The Uttar Pradesh Law Commission on Saturday made available to the public its draft population control bill and sought suggestions from the public regarding the same. The Uttar Pradesh Population (Control, Stabilization and Welfare) Bill, 2021 envisions benefits for those with two children and more for those with only one with disincentives attached for those who act in contravention of the proposed bill.
While the proposed Bill was, no doubt, implemented with good intention, there are multiple fundamental flaws with the bill. One of the most fundamental flaws is that it does not establish the fundamental necessity of the Bill.
According to data available, population growth rate in Uttar Pradesh is already on the decline and the Total Fertility Rate (TFR), that is, the number of children per woman, was 2.7 in 2015-16, a sharp fall from 3.8 in 2005-06. Thus, the population growth rate is already declining without government intervention. Furthermore, in large parts of India, the TFR is less than 2.1 already, that is, the replacement level TFR at which population remains stable and does not decline or grow.
Thus, there does not appear to be any justification for the implementation of the Bill for the purposes intended. All of this aside, there are multiple provisions in the draft Bill that forces us to question the wisdom of it.
The problematic provisions of the UP population control bill draft
One of the most fundamental problems with the draft is that it sacrifices merit at the altar of population control. If the bill is implemented as law, then admissions to premier educational institutions and promotions will be based on the number of children one has.
The draft promises preference for single child in all admission in all educational institutions including AIIMS and IIM. Admission to institutions should be based on merit. There is no valid justification as to why a single child should be preferred over others for admission to educational institutions. It just does not make any sense at all.
The draft also envisions a preference for single child for appointment to government jobs. Again, running a government is not an easy job. And consequent appointment should be based on merit and ability. It is unclear how a preference for a single child figures into all of this.
The draft also bans people with more than two children from applying for government jobs and bans promotions for the same. All of this combined only confirms the death of merit.
Where is the money going to come from?
The draft also proposes multiple sops for those with two children and even more for those with one child and a lot of these are not limited to public servants but encompass the whole population. Furthermore, the UP Government is yet to provide the estimated cost of the said sops.
The draft proposes free education till graduation for the single child, free healthcare and insurance till the age of 20 years, and scholarship for higher studies till the age of 20. This is in addition to benefits provided for those with a maximum of two children.
The benefits for those abiding by the two-child norm include housing loan at nominal rates of interest, rebates on charges for utilities such as water and electricity among other things. The most contentious, however, is 12 months maternity or paternity leave with full pay and allowances. And these are benefits available for not just public servants but the general population as well.
It is not clear how this is going to work for those who work in the private sector. Who will pay the salary, the government or the company? And if it is the private company that has to pay for the maternity or paternity leave, then the cost of labour is going to increase exponentially in the state and the business environment is going to suffer as a consequence.

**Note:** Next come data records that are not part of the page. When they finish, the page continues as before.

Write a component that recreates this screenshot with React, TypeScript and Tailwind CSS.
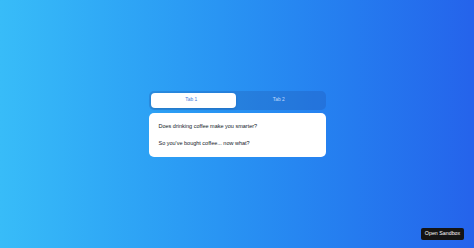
import React, { useState } from "react";

export default function App() {
  const [tab, setTab] = useState(0);
  const font = { fontFamily: '"Liberation Sans", Arial, sans-serif' };
  return (
    <div
      className="relative flex h-[248px] w-full items-center justify-center bg-gradient-to-r from-[#38bcf8] to-[#2563eb]"
      style={font}
    >
      <div className="w-[177px]">
        <div className="flex gap-[2px] rounded-[5px] bg-[#1e3a8a]/20 p-[2px]">
          {["Tab 1", "Tab 2"].map((t, i) => (
            <button
              key={t}
              onClick={() => setTab(i)}
              className={
                "flex h-[15px] flex-1 items-center justify-center rounded-[4px] text-[4.9px] leading-none " +
                (tab === i
                  ? "bg-white text-[#3f76d8] shadow"
                  : "text-[#c3dafc]")
              }
            >
              <span className="-translate-x-[2px]">{t}</span>
            </button>
          ))}
        </div>
        <div className="mt-[3px] rounded-[5px] bg-white px-[10px] py-[5px]">
          <div className="flex h-[17px] items-center text-[5.5px] leading-none text-[#111827]">
            Does drinking coffee make you smarter?
          </div>
          <div className="flex h-[17px] items-center text-[5.5px] leading-none text-[#111827]">
            So you've bought coffee... now what?
          </div>
        </div>
      </div>
      <div className="absolute bottom-[8px] right-[10px] flex h-[12px] w-[43px] items-center justify-center rounded-[2px] bg-[#141414] text-[5.3px] leading-none text-white">
        Open Sandbox
      </div>
    </div>
  );
}
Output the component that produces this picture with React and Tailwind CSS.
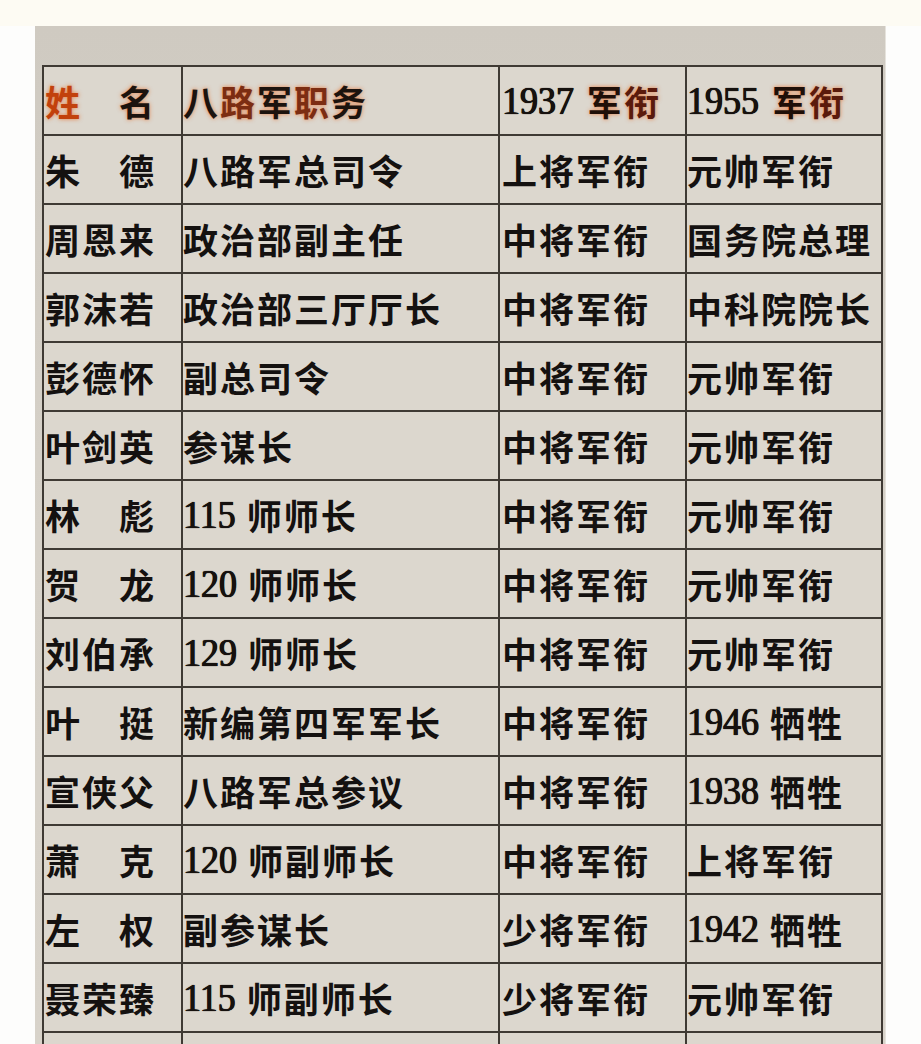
const rows = [
  ["朱德", "八路军总司令", "上将军衔", "元帅军衔"],
  ["周恩来", "政治部副主任", "中将军衔", "国务院总理"],
  ["郭沫若", "政治部三厅厅长", "中将军衔", "中科院院长"],
  ["彭德怀", "副总司令", "中将军衔", "元帅军衔"],
  ["叶剑英", "参谋长", "中将军衔", "元帅军衔"],
  ["林彪", "115 师师长", "中将军衔", "元帅军衔"],
  ["贺龙", "120 师师长", "中将军衔", "元帅军衔"],
  ["刘伯承", "129 师师长", "中将军衔", "元帅军衔"],
  ["叶挺", "新编第四军军长", "中将军衔", "1946 牺牲"],
  ["宣侠父", "八路军总参议", "中将军衔", "1938 牺牲"],
  ["萧克", "120 师副师长", "中将军衔", "上将军衔"],
  ["左权", "副参谋长", "少将军衔", "1942 牺牲"],
  ["聂荣臻", "115 师副师长", "少将军衔", "元帅军衔"],
  ["", "", "", ""],
]

const cell = "flex items-center bg-[#dcd7ce] h-[67px] overflow-hidden whitespace-nowrap"
const glow = "[text-shadow:0_0_4px_rgba(234,88,12,0.7)]"

function Name({ name }) {
  if (name.length === 2) {
    return (
      <span className="flex w-[111px] justify-between">
        <span>{name[0]}</span>
        <span>{name[1]}</span>
      </span>
    )
  }
  return <span>{name}</span>
}

function Num({ children }) {
  return (
    <span
      className="inline-block scale-y-[1.12] text-[36px] font-normal tracking-normal text-[#16110e] [text-shadow:0.4px_0_0_#16110e,-0.4px_0_0_#16110e,0_0_1px_#16110e]"
      style={{ fontFamily: '"Liberation Serif", serif' }}
    >
      {children}
    </span>
  )
}

function Text({ value }) {
  const m = value.match(/^(\d+) (.*)$/)
  if (!m) return value
  return (
    <>
      <Num>{m[1]}</Num>
      <span className="ml-[11px]">{m[2]}</span>
    </>
  )
}

export default function App() {
  return (
    <div className="h-[1044px] overflow-hidden bg-[#fdfdfc]">
      <div className="h-[26px] bg-[#fdfbf3]" />
      <div
        className="ml-[35px] w-[851px] h-[1018px] bg-gradient-to-b from-[#cfcac1] via-[#d6d1c8] to-[#d8d3ca] pl-[7px] pt-[39px] border-r border-[#e6e3dc]"
        style={{ fontFamily: '"Noto Sans CJK SC", "Noto Sans", sans-serif' }}
      >
        <div className="grid w-[841px] grid-cols-[137px_315px_185px_194px] gap-[2px] bg-[#3f3a34] p-[2px] text-[35px] font-bold tracking-[2px] text-[#141110] leading-none">
          {/* header */}
          <div className={`${cell} pl-px`}>
            <span className="flex w-[111px] justify-between">
              <span className={`text-[#c2410c] ${glow}`}>姓</span>
              <span className={`text-[#1c130e] ${glow}`}>名</span>
            </span>
          </div>
          <div className={`${cell} text-[#1c130e] ${glow}`}>
            <span>八</span>
            <span className="text-[#7c2d12]">路</span>
            <span>军</span>
            <span className="text-[#7c2d12]">职</span>
            <span>务</span>
          </div>
          <div className={`${cell} pl-[2px]`}>
            <Num>1937</Num>
            <span className={`ml-[13px] text-[#1f0f08] ${glow}`}>
              军<span className="text-[#5a1a0c]">衔</span>
            </span>
          </div>
          <div className={cell}>
            <Num>1955</Num>
            <span className={`ml-[13px] text-[#1f0f08] ${glow}`}>
              军<span className="text-[#5a1a0c]">衔</span>
            </span>
          </div>

          {rows.map((r, i) => (
            <div key={i} className="contents">
              <div className={`${cell} pl-px`}>
                <Name name={r[0]} />
              </div>
              <div className={cell}>
                <Text value={r[1]} />
              </div>
              <div className={`${cell} pl-[2px]`}>
                <Text value={r[2]} />
              </div>
              <div className={cell}>
                <Text value={r[3]} />
              </div>
            </div>
          ))}
        </div>
      </div>
    </div>
  )
}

After all, why should the company hire someone they have to pay 12 months salary for no work at all? If the government says that they will bear the cost of salary and allowances, it is hard to see where the money is going to come from.
These are benefits that are available to all citizens, not just public servants. For public servants alone, increments are promised as well as subsidies for the purchase of plots for houses and “three per cent increase in the employer‘s contribution Fund under national pension scheme.”
Again, the estimated cost of all these sops has not been provided and it is not clear at all where the money is going to come from.
The permanence of the law
India is a democracy and all laws can be changed when a new government comes to power. Therefore, no law is permanent per se and subject to change via elections. The same goes for the proposed bill should it ever become law.
Consider this for a moment. A couple that would have otherwise had more than two children decides to limit themselves to two children due to the draft which may become a law. After 10 years, however, the law is repealed by a different government that comes to power and consequently, most of the benefits as well. What happens then? Perhaps, there is no cause for serious complaints here but it is a consideration that must be taken into account as well.
Moreover, democracy is dependent on the votes that are earned. What happens if a section of the population continues to violate the law and when they have reached a sufficient advantage in terms of numbers to win elections, they elect people who would then repeal the law?
All of these factors have to be taken under consideration while accepting the draft but such answers, thus far, have not been provided.